──────── Raw data
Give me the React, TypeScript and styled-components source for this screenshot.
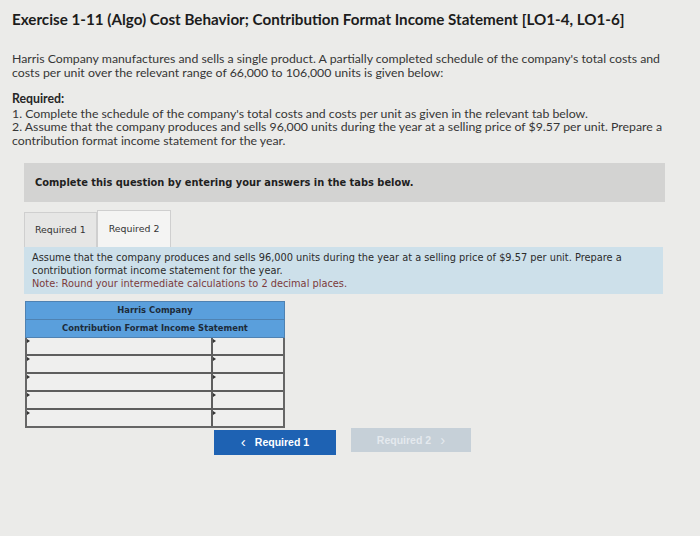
import styled, { createGlobalStyle } from 'styled-components'

const Global = createGlobalStyle`
  html, body {
    margin: 0;
    padding: 0;
    background: #ebebe9;
  }
`

const rows = [0, 1, 2, 3, 4]

const App = () => {
  return (
    <>
      <Global />
      <S.Page>
        <S.Title>
          Exercise 1-11 (Algo) Cost Behavior; Contribution Format Income Statement [LO1-4, LO1-6]
        </S.Title>

        <S.Para>
          Harris Company manufactures and sells a single product. A partially completed schedule of the company's total costs and
          costs per unit over the relevant range of 66,000 to 106,000 units is given below:
        </S.Para>

        <S.Para>
          <S.Strong>Required:</S.Strong>
          1. Complete the schedule of the company's total costs and costs per unit as given in the relevant tab below.
          <br />
          2. Assume that the company produces and sells 96,000 units during the year at a selling price of $9.57 per unit. Prepare a
          contribution format income statement for the year.
        </S.Para>

        <S.Work>
          <S.Banner>Complete this question by entering your answers in the tabs below.</S.Banner>

          <S.Tabs>
            <S.Tab>Required 1</S.Tab>
            <S.Tab $active>Required 2</S.Tab>
          </S.Tabs>

          <S.Info>
            Assume that the company produces and sells 96,000 units during the year at a selling price of $9.57 per unit. Prepare a
            contribution format income statement for the year.
            <S.Note>Note: Round your intermediate calculations to 2 decimal places.</S.Note>
          </S.Info>

          <S.Sheet>
            <S.Head>Harris Company</S.Head>
            <S.Head>Contribution Format Income Statement</S.Head>
            <S.Grid>
              {rows.map(r => (
                <S.Row key={r}>
                  <S.Cell />
                  <S.Cell />
                </S.Row>
              ))}
            </S.Grid>
          </S.Sheet>

          <S.Nav>
            <S.NavButton>
              <S.Chevron>&lsaquo;</S.Chevron> Required 1
            </S.NavButton>
            <S.NavButton $disabled>
              Required 2 <S.Chevron>&rsaquo;</S.Chevron>
            </S.NavButton>
          </S.Nav>
        </S.Work>
      </S.Page>
    </>
  )
}

export default App

const S = {
  Page: styled.div`
    width: 700px;
    height: 536px;
    box-sizing: border-box;
    padding: 10px 12px 0 12px;
    font-family: Lato, 'Open Sans', sans-serif;
    color: #2a2a2a;
    overflow: hidden;
  `,

  Title: styled.h1`
    margin: 0;
    font-size: 15.2px;
    font-weight: 700;
    line-height: 18px;
    color: #1c1c1c;
  `,

  Para: styled.p`
    margin: 24px 0 0 0;
    font-size: 12.3px;
    line-height: 13.6px;
    color: #363636;

    & + & {
      margin-top: 13px;
    }
  `,

  Strong: styled.span`
    display: block;
    margin-bottom: 1px;
    font-weight: 700;
    color: #262626;
  `,

  Work: styled.div`
    margin: 15px 0 0 12px;
    width: 641px;
    font-family: 'DejaVu Sans', Verdana, sans-serif;
  `,

  Banner: styled.div`
    height: 39px;
    display: flex;
    align-items: center;
    padding-left: 11px;
    background: #d3d3d2;
    font-size: 9.9px;
    font-weight: 700;
    color: #1f1f1f;
  `,

  Tabs: styled.div`
    display: flex;
    margin-top: 8px;
    align-items: flex-end;
  `,

  Tab: styled.div<{ $active?: boolean }>`
    box-sizing: border-box;
    height: ${p => (p.$active ? 37 : 35)}px;
    padding: 0 ${p => (p.$active ? 11 : 10)}px;
    display: flex;
    align-items: center;
    border: 1px solid #cfcfcf;
    border-bottom: none;
    background: ${p => (p.$active ? '#f4f4f3' : '#e6e6e5')};
    font-size: 9.4px;
    color: #333;
  `,

  Info: styled.div`
    width: 639px;
    box-sizing: border-box;
    padding: 4px 8px 4px 8px;
    background: #cde0ea;
    font-size: 9.8px;
    line-height: 13px;
    color: #2b2b2b;
  `,

  Note: styled.div`
    color: #7b3a3a;
  `,

  Sheet: styled.div`
    margin-top: 7px;
    margin-left: 1px;
    width: 260px;
  `,

  Head: styled.div`
    height: 17px;
    display: flex;
    align-items: center;
    justify-content: center;
    background: #5a9fdc;
    border: 1px solid #4f82b2;
    border-top: none;
    font-size: 8.4px;
    font-weight: 700;
    color: #1d2b3a;

    &:first-child {
      border-top: 1px solid #4f82b2;
    }
  `,

  Grid: styled.div`
    border: 2px solid #666;
    border-top: none;
    background: #efefee;
  `,

  Row: styled.div`
    display: grid;
    grid-template-columns: 184px 1fr;
    height: 16px;
    border-top: 2px solid #5e5e5e;

    &:first-child {
      border-top: none;
    }
  `,

  Cell: styled.div`
    position: relative;

    & + & {
      border-left: 2px solid #5e5e5e;
    }

    &::before {
      content: '';
      position: absolute;
      left: 0;
      top: 1px;
      border-left: 3px solid #333;
      border-top: 2px solid transparent;
      border-bottom: 2px solid transparent;
    }
  `,

  Nav: styled.div`
    display: flex;
    gap: 15px;
    margin: 0 0 0 190px;
    align-items: flex-start;
  `,

  NavButton: styled.div<{ $disabled?: boolean }>`
    box-sizing: border-box;
    width: ${p => (p.$disabled ? 120 : 122)}px;
    height: ${p => (p.$disabled ? 24 : 25)}px;
    margin-top: ${p => (p.$disabled ? 0 : 2)}px;
    display: flex;
    align-items: center;
    justify-content: center;
    gap: 9px;
    background: ${p => (p.$disabled ? '#c6d0d8' : '#1e62b3')};
    color: ${p => (p.$disabled ? '#e4e9ee' : '#ffffff')};
    font-family: 'Liberation Sans', Arial, sans-serif;
    font-size: 10.5px;
    font-weight: 700;
  `,

  Chevron: styled.span`
    font-size: 15px;
    font-weight: 400;
    line-height: 10px;
  `,
}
────────────────
Of the lines in the data, how many contain the word "components"? Provide the number and nothing further.

2